## [Task description]
Your answer is a single number: how many lines hold the word "this"?

## [Exercise data]
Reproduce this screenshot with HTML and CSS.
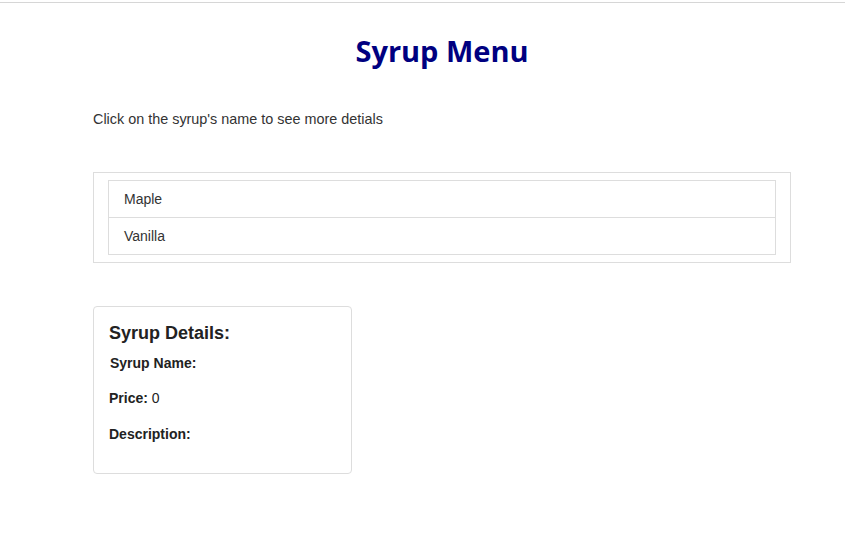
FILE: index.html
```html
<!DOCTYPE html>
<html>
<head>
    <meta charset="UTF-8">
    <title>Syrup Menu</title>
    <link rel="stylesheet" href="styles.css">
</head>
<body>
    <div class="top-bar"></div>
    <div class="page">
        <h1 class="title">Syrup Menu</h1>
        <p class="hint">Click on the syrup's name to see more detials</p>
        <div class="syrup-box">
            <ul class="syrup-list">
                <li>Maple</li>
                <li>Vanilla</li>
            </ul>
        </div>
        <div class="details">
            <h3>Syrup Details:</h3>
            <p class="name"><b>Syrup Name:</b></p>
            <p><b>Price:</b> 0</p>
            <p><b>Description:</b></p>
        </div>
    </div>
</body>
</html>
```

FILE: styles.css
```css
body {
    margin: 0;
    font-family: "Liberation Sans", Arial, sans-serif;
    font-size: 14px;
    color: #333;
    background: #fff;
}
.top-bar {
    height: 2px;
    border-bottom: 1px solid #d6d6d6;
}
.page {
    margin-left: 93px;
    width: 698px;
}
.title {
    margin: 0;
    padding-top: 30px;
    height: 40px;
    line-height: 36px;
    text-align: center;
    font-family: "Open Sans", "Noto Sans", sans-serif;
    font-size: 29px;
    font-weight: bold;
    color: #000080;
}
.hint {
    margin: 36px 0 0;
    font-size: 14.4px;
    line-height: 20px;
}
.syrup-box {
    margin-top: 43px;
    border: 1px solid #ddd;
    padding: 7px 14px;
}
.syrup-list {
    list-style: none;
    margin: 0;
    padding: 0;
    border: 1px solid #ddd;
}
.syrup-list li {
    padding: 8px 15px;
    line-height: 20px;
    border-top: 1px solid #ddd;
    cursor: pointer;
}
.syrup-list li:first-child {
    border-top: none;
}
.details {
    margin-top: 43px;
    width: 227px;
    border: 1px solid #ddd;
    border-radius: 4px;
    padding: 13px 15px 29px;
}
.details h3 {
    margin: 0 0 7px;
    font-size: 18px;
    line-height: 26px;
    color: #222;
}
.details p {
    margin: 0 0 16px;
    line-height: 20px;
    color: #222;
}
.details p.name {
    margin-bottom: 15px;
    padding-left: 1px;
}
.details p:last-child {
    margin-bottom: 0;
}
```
--
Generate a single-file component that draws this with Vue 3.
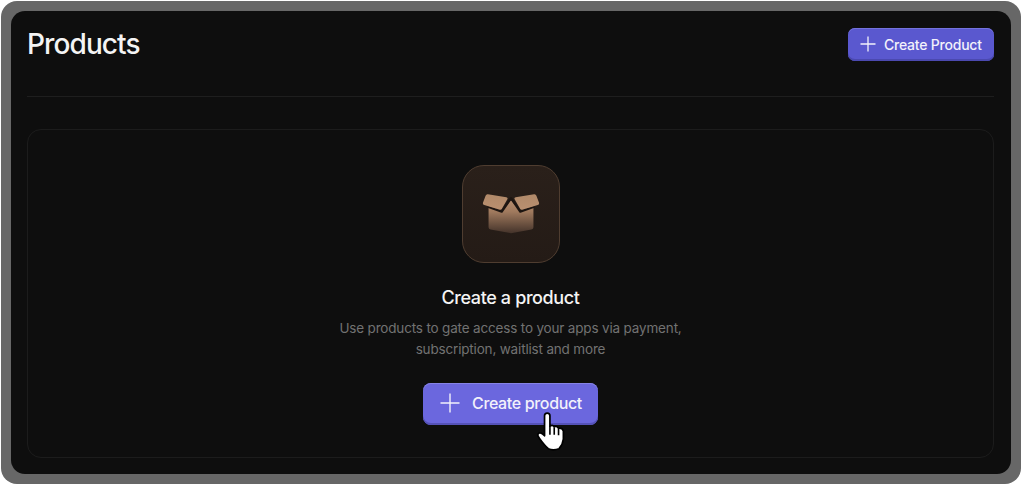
---
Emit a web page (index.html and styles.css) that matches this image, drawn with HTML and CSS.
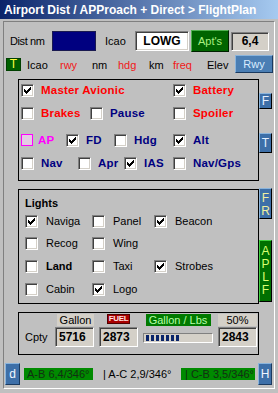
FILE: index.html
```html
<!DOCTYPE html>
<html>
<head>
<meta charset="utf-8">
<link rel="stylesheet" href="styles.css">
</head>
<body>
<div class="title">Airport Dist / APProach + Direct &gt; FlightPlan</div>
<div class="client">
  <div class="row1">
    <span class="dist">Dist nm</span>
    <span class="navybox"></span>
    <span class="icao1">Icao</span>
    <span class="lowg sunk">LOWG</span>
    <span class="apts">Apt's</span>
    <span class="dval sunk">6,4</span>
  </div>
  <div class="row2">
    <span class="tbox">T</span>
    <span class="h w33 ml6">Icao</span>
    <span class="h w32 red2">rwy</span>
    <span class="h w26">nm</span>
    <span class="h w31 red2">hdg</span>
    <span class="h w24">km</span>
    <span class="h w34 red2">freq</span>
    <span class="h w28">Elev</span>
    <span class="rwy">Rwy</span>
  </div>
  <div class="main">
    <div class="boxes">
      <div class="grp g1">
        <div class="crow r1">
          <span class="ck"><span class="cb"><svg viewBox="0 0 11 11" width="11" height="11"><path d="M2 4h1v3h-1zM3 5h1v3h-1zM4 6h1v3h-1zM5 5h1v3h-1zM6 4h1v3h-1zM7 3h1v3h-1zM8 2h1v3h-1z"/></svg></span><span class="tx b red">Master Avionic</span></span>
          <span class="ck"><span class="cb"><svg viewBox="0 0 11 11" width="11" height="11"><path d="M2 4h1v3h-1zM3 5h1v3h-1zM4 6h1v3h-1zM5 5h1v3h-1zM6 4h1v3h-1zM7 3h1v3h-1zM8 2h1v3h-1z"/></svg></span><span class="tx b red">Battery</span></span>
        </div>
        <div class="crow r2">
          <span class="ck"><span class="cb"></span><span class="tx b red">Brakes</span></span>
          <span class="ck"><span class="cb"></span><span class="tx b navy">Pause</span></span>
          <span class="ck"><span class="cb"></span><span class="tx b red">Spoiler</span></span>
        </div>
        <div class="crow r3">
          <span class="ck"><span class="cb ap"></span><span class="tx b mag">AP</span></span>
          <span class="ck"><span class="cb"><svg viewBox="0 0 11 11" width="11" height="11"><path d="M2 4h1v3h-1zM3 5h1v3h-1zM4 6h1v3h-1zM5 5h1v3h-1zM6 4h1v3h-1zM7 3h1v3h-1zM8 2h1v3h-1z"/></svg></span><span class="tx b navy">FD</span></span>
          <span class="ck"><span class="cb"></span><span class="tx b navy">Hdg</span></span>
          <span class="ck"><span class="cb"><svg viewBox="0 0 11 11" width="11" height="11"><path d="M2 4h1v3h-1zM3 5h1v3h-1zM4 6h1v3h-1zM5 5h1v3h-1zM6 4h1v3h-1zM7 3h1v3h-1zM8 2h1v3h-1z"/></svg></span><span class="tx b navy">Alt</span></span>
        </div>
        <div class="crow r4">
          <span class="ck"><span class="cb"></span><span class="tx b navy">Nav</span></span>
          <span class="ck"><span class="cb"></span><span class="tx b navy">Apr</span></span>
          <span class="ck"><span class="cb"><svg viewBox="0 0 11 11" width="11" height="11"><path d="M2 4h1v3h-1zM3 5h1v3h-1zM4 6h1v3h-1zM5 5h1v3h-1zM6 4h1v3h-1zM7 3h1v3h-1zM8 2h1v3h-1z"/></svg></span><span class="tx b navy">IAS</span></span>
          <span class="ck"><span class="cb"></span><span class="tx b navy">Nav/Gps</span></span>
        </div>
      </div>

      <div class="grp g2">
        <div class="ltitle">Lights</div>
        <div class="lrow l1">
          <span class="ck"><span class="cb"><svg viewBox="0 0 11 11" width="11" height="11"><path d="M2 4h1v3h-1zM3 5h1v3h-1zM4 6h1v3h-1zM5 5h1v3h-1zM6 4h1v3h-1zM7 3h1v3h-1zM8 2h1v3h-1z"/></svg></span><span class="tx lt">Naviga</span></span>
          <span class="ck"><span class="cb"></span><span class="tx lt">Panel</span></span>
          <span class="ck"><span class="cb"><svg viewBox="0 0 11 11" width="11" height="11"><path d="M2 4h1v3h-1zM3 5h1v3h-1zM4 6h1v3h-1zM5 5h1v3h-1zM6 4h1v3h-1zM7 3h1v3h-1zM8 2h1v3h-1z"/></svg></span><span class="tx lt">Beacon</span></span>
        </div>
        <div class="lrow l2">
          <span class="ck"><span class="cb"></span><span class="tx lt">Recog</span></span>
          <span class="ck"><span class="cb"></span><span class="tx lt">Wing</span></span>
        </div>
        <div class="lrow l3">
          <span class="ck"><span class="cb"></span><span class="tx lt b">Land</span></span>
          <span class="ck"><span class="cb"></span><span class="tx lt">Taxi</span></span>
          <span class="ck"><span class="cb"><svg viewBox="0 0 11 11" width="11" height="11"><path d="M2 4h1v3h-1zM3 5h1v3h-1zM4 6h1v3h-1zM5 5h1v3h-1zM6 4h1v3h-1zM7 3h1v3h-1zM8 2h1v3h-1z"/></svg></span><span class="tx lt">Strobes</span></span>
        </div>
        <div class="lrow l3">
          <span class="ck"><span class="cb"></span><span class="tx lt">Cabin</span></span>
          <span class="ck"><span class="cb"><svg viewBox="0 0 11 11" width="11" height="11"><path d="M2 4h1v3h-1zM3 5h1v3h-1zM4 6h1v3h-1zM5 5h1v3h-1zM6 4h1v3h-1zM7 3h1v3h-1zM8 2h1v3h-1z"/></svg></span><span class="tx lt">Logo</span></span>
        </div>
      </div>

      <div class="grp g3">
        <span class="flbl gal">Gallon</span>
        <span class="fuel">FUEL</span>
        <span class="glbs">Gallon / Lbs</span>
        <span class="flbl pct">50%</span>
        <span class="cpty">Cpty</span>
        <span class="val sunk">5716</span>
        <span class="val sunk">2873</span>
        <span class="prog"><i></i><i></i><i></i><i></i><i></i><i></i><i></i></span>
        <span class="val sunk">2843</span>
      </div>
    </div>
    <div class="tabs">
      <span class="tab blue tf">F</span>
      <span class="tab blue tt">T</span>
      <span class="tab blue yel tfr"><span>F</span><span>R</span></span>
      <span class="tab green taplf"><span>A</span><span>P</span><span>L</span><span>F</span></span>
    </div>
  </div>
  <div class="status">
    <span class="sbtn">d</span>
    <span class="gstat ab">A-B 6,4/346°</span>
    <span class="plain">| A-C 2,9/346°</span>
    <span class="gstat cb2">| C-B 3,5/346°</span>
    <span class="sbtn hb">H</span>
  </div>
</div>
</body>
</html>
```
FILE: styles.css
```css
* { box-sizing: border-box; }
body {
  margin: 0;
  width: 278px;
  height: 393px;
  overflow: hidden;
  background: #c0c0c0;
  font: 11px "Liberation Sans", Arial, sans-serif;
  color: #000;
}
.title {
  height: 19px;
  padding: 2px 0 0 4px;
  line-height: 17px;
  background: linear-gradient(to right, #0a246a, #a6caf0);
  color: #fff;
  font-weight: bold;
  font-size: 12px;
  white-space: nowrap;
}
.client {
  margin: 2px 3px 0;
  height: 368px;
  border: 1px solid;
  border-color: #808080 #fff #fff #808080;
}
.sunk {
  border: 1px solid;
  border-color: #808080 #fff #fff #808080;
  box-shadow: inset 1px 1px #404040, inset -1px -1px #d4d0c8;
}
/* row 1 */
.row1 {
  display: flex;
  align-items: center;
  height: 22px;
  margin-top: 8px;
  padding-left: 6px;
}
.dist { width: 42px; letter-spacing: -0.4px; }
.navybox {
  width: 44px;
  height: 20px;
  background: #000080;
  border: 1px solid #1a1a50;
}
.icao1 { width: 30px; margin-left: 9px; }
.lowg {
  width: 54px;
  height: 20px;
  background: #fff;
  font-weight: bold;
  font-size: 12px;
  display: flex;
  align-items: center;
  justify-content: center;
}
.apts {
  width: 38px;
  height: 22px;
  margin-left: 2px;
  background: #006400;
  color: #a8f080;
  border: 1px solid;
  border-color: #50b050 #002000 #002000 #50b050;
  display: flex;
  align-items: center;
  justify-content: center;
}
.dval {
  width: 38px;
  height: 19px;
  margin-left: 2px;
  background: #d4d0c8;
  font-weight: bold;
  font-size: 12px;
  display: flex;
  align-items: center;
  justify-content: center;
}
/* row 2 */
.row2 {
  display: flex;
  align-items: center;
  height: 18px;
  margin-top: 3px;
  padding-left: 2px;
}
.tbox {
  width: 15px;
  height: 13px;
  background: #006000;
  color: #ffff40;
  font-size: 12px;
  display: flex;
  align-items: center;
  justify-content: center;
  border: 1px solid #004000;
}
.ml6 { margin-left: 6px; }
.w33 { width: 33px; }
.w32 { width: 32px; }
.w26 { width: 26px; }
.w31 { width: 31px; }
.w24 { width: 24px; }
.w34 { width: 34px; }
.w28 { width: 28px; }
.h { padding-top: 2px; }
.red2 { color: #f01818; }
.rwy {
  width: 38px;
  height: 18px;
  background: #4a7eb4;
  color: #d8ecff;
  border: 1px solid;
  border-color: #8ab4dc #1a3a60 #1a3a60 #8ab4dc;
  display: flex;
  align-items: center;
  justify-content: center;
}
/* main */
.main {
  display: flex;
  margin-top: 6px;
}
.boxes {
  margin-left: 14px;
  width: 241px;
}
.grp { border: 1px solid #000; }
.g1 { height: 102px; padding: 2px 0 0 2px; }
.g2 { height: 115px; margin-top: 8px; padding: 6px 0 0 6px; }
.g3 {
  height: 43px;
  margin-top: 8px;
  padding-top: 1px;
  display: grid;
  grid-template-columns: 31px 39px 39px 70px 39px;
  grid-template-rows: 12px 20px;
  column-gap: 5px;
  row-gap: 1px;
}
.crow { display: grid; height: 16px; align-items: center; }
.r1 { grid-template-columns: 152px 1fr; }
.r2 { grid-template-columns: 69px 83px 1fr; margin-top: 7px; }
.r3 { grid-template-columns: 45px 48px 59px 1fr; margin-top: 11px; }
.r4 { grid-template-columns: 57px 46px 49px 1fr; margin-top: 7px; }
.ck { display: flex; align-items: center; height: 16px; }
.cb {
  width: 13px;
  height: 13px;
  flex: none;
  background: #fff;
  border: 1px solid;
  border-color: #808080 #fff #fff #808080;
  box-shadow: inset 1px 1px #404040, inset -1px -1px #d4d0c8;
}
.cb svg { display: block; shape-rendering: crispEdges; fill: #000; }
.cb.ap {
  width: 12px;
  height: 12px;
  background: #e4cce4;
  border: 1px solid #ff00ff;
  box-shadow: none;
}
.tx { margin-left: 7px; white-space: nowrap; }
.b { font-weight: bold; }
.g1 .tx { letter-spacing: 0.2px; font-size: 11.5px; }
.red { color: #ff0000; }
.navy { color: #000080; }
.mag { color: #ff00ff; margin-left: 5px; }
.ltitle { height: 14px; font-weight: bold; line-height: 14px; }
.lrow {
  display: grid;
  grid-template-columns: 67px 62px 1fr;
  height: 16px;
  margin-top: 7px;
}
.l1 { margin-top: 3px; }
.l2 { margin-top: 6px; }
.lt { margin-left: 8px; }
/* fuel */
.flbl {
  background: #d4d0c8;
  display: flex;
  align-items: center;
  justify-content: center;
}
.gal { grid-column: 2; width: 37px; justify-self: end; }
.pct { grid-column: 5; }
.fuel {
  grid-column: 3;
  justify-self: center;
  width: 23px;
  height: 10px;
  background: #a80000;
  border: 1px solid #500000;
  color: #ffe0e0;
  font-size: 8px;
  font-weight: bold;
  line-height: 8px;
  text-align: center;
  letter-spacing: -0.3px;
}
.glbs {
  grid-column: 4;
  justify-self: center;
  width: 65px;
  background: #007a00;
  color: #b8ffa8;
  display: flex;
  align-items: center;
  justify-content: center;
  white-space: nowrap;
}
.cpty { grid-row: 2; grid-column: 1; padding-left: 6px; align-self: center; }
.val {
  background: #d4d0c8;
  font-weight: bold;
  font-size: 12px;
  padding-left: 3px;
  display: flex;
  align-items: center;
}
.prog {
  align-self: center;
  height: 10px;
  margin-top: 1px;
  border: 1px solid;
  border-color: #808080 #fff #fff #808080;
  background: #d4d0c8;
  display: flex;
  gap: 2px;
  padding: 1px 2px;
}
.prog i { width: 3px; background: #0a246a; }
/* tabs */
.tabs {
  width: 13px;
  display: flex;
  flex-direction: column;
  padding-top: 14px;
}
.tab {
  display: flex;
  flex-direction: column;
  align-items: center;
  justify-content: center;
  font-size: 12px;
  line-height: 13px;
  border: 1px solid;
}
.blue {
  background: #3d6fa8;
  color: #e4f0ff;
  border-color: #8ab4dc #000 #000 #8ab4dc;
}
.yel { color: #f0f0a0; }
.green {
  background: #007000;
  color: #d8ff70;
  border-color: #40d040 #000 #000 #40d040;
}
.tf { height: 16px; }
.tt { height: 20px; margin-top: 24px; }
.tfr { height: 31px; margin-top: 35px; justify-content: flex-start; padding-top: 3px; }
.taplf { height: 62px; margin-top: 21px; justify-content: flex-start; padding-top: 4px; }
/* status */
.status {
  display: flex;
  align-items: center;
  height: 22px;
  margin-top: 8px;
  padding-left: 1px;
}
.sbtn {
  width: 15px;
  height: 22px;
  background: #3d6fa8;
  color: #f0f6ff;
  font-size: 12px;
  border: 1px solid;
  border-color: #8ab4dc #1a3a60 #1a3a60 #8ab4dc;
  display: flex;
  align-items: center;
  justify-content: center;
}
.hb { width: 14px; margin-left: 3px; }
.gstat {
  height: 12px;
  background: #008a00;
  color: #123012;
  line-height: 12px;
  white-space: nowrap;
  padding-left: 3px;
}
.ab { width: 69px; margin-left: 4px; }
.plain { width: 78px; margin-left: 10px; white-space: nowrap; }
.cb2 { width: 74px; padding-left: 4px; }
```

## [Expected answer]
3